*What the task requires*.
Locate each line with the string "styles" in the listing below and copy it.
___ Data excerpts
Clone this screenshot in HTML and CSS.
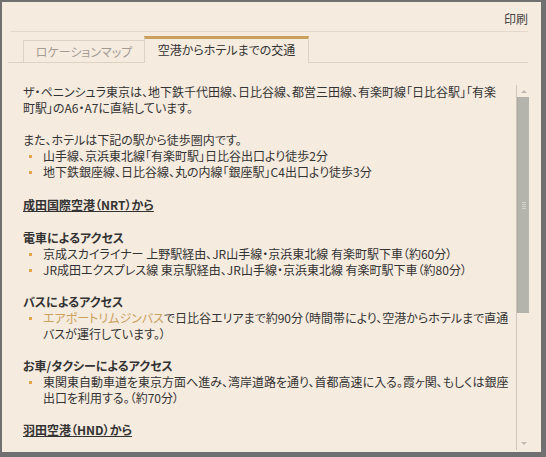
FILE: index.html
```html
<!DOCTYPE html>
<html>
<head>
  <meta charset="UTF-8">
  <title>アクセス</title>
  <link rel="stylesheet" href="styles.css">
</head>
<body>
<div class="frame">
    <div class="toolbar">
        <a class="print">印刷</a>
    </div>
    <div class="tabs">
        <div class="tab">ロケーションマップ</div>
        <div class="tab active">空港からホテルまでの交通</div>
    </div>
    <div class="panel">
        <div class="text">
            <p>ザ・ペニンシュラ東京は、地下鉄千代田線、日比谷線、都営三田線、有楽町線「日比谷駅」「有楽<br>町駅」のA6・A7に直結しています。</p>
            <div class="block">
                <p class="lead">また、ホテルは下記の駅から徒歩圏内です。</p>
                <ul>
                    <li>山手線、京浜東北線「有楽町駅」日比谷出口より徒歩2分</li>
                    <li>地下鉄銀座線、日比谷線、丸の内線「銀座駅」C4出口より徒歩3分</li>
                </ul>
            </div>
            <h2>成田国際空港（NRT）から</h2>
            <h3>電車によるアクセス</h3>
            <ul>
                <li>京成スカイライナー 上野駅経由、JR山手線・京浜東北線 有楽町駅下車（約60分）</li>
                <li>JR成田エクスプレス線 東京駅経由、JR山手線・京浜東北線 有楽町駅下車（約80分）</li>
            </ul>
            <h3>バスによるアクセス</h3>
            <ul>
                <li><a class="link">エアポートリムジンバス</a>で日比谷エリアまで約90分（時間帯により、空港からホテルまで直通<br>バスが運行しています。）</li>
            </ul>
            <h3>お車/タクシーによるアクセス</h3>
            <ul>
                <li>東関東自動車道を東京方面へ進み、湾岸道路を通り、首都高速に入る。霞ヶ関、もしくは銀座<br>出口を利用する。（約70分）</li>
            </ul>
            <h2>羽田空港（HND）から</h2>
        </div>
        <div class="scrollbar">
            <div class="arrow up"></div>
            <div class="thumb"><span class="grip"></span></div>
            <div class="rest"></div>
            <div class="arrow down"></div>
        </div>
    </div>
</div>
</body>
</html>
```

FILE: styles.css
```css
* {
    margin: 0;
    padding: 0;
    box-sizing: border-box;
}
body {
    background-color: #FFF;
    font-family: "Noto Sans CJK JP", "Noto Sans", sans-serif;
    font-size: 12px;
    color: #333;
}
.frame {
    width: 546px;
    height: 457px;
    display: flex;
    flex-direction: column;
    background-color: #F6EBDF;
    border: 2px solid #707070;
    border-right-width: 5px;
    border-bottom-width: 5px;
    font-feature-settings: "palt";
}
.toolbar {
    height: 30px;
    margin: 0 13px 0 8px;
    padding-top: 3px;
    display: flex;
    align-items: center;
    justify-content: flex-end;
    border-bottom: 1px solid #E3D8CA;
}
.print {
    color: #444;
    cursor: pointer;
}
.tabs {
    display: flex;
    align-items: flex-end;
    margin: 0 13px 0 6px;
    padding: 4px 0 0 15px;
    border-bottom: 1px solid #DDD2C3;
}
.tab {
    width: 121px;
    height: 22px;
    line-height: 21px;
    text-align: center;
    color: #A39C95;
    border: 1px solid #DDD2C3;
    border-bottom: none;
    border-right: none;
}
.tab.active {
    width: 165px;
    height: 27px;
    line-height: 22px;
    margin-bottom: -1px;
    color: #333;
    background-color: #F6EBDF;
    border-top: 3px solid #C9A15C;
    border-right: 1px solid #DDD2C3;
}
.panel {
    flex: 1;
    min-height: 0;
    display: flex;
    margin-top: 21px;
    padding-bottom: 2px;
}
.text {
    flex: 1;
    overflow: hidden;
    padding-left: 21px;
    line-height: 16px;
    white-space: nowrap;
}
.text p,
.text ul {
    margin-bottom: 16px;
}
.text .block,
.text h2 {
    margin-bottom: 17px;
}
.text .block ul,
.text p.lead {
    margin-bottom: 0;
}
.text h2 {
    font-size: 12px;
    font-weight: bold;
    text-decoration: underline;
}
.text h3 {
    font-size: 12px;
    font-weight: bold;
}
.text ul {
    list-style: none;
}
.text li {
    position: relative;
    padding-left: 20px;
}
.text li:before {
    content: "";
    position: absolute;
    left: 6px;
    top: 7px;
    width: 3px;
    height: 3px;
    background-color: #E6A44A;
}
.link {
    color: #C9A15C;
    cursor: pointer;
}
.scrollbar {
    width: 14px;
    margin: 1px 11px 0 0;
    display: flex;
    flex-direction: column;
    border-left: 1px solid #CFC6BB;
}
.arrow {
    height: 12px;
    display: flex;
    align-items: center;
    justify-content: center;
}
.arrow:before {
    content: "";
    border-left: 3px solid transparent;
    border-right: 3px solid transparent;
}
.arrow.up:before {
    border-bottom: 3px solid #BDB8B2;
}
.arrow.down {
    height: 14px;
}
.arrow.down:before {
    border-top: 3px solid #BDB8B2;
}
.thumb {
    height: 216px;
    margin-right: 1px;
    display: flex;
    align-items: center;
    justify-content: center;
    background-color: #B4B4AC;
    border-left: 1px solid #A9A9A1;
}
.grip {
    width: 4px;
    height: 7px;
    background: repeating-linear-gradient(#D4D4CE 0, #D4D4CE 1px, transparent 1px, transparent 2px);
}
.rest {
    flex: 1;
}
```
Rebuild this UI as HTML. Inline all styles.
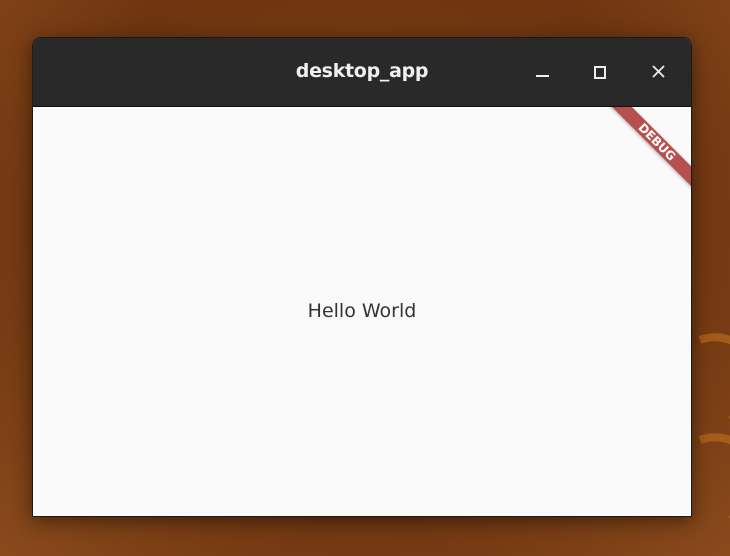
<!DOCTYPE html>
<html><head><meta charset="utf-8"><style>
html,body{margin:0;padding:0;width:730px;height:556px;overflow:hidden;}
body{background:radial-gradient(ellipse at 50% 40%,#7a3d12 0%,#6e3510 60%,#8a4a1c 100%);position:relative;font-family:"Liberation Sans","DejaVu Sans",sans-serif;}
.win{position:absolute;left:32px;top:37px;width:660px;height:480px;border-radius:9px 9px 0 0;box-shadow:0 4px 18px rgba(0,0,0,0.45);overflow:hidden;background:#fafafa;border:1px solid #1a1a1a;box-sizing:border-box;}
.tb{position:absolute;left:0;top:0;width:100%;height:68px;background:#292929;border-bottom:1px solid #111;}
.title{position:absolute;left:0;right:0;top:22px;text-align:center;color:#f0f0f0;font-weight:bold;font-size:19px;font-family:"DejaVu Sans","Liberation Sans",sans-serif;letter-spacing:-0.3px;}
.content{position:absolute;left:0;top:69px;right:0;bottom:0;background:#fafafa;overflow:hidden;}
.hello{position:absolute;left:0;right:0;top:193px;text-align:center;color:#333;font-size:19px;font-family:"DejaVu Sans","Liberation Sans",sans-serif;}
.banner{position:absolute;width:120px;height:14px;background:#b84f4f;color:#fff;font-weight:bold;font-size:12px;line-height:14px;text-align:center;left:564px;top:28px;transform:rotate(45deg);box-shadow:0 1px 3px rgba(0,0,0,0.3);font-family:"DejaVu Sans",sans-serif;}
</style></head><body>
<svg style="position:absolute;left:0;top:0" width="730" height="556">
<path d="M700 340 A40 40 0 0 1 730 420" stroke="#c0701d" stroke-width="8" fill="none" opacity="0.6"/>
<path d="M700 440 A40 40 0 0 1 730 520" stroke="#c0701d" stroke-width="8" fill="none" opacity="0.6"/>
</svg>
<div class="win">
<div class="tb">
<div class="title">desktop_app</div>
<svg style="position:absolute;left:0;top:0" width="660" height="68">
<line x1="503" y1="38" x2="516" y2="38" stroke="#eee" stroke-width="2"/>
<rect x="562" y="29" width="10" height="11" stroke="#eee" stroke-width="2" fill="none"/>
<path d="M620 28 L631 39 M631 28 L620 39" stroke="#eee" stroke-width="1.8"/>
</svg>
</div>
<div class="content">
<div class="hello">Hello World</div>
<div class="banner">DEBUG</div>
</div>
</div>
</body></html>
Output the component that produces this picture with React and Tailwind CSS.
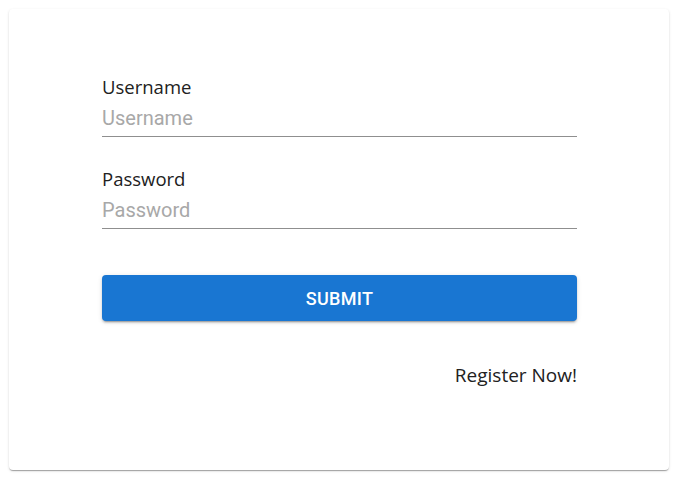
export default function App() {
	return (
		<main className="min-h-screen bg-white p-[9px]">
			{/* card */}
			<div className="h-[461px] w-[660px] rounded bg-white pl-[93px] pr-[92px] pt-[66px] shadow-[0_2px_1px_-1px_rgba(0,0,0,0.2),0_1px_1px_0_rgba(0,0,0,0.14),0_1px_3px_0_rgba(0,0,0,0.12)]">
				<form className="flex flex-col" onSubmit={(e) => e.preventDefault()}>
					<label className="font-['Open_Sans','Noto_Sans',sans-serif] text-[18.5px] leading-6 text-[#212121]">Username</label>
					<input
						type="text"
						placeholder="Username"
						className="border-b border-[#8f8f8f] pt-[5px] pb-[4px] font-['Roboto',sans-serif] text-[20px] leading-[28px] text-[#212121] outline-none placeholder:text-[#a8a8a8]"
					/>

					<label className="mt-[30px] font-['Open_Sans','Noto_Sans',sans-serif] text-[18.5px] leading-6 text-[#212121]">Password</label>
					<input
						type="password"
						placeholder="Password"
						className="border-b border-[#8f8f8f] pt-[5px] pb-[4px] font-['Roboto',sans-serif] text-[20px] leading-[28px] text-[#212121] outline-none placeholder:text-[#a8a8a8]"
					/>

					<button
						type="submit"
						className="mt-[46px] h-[46px] rounded bg-[#1976d2] font-['Roboto',sans-serif] text-[18px] font-medium tracking-[0.3px] text-white shadow-[0_3px_1px_-2px_rgba(0,0,0,0.2),0_2px_2px_0_rgba(0,0,0,0.14),0_1px_5px_0_rgba(0,0,0,0.12)]"
					>
						SUBMIT
					</button>

					<div className="mt-[42px] flex justify-end">
						<a className="font-['Open_Sans','Noto_Sans',sans-serif] text-[19px] leading-6 text-[#212121]">Register Now!</a>
					</div>
				</form>
			</div>
		</main>
	);
}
______
*Correct response*.
  <link rel="stylesheet" href="styles.css">
FILE: styles.css
Rebuild this UI as HTML. Inline all styles.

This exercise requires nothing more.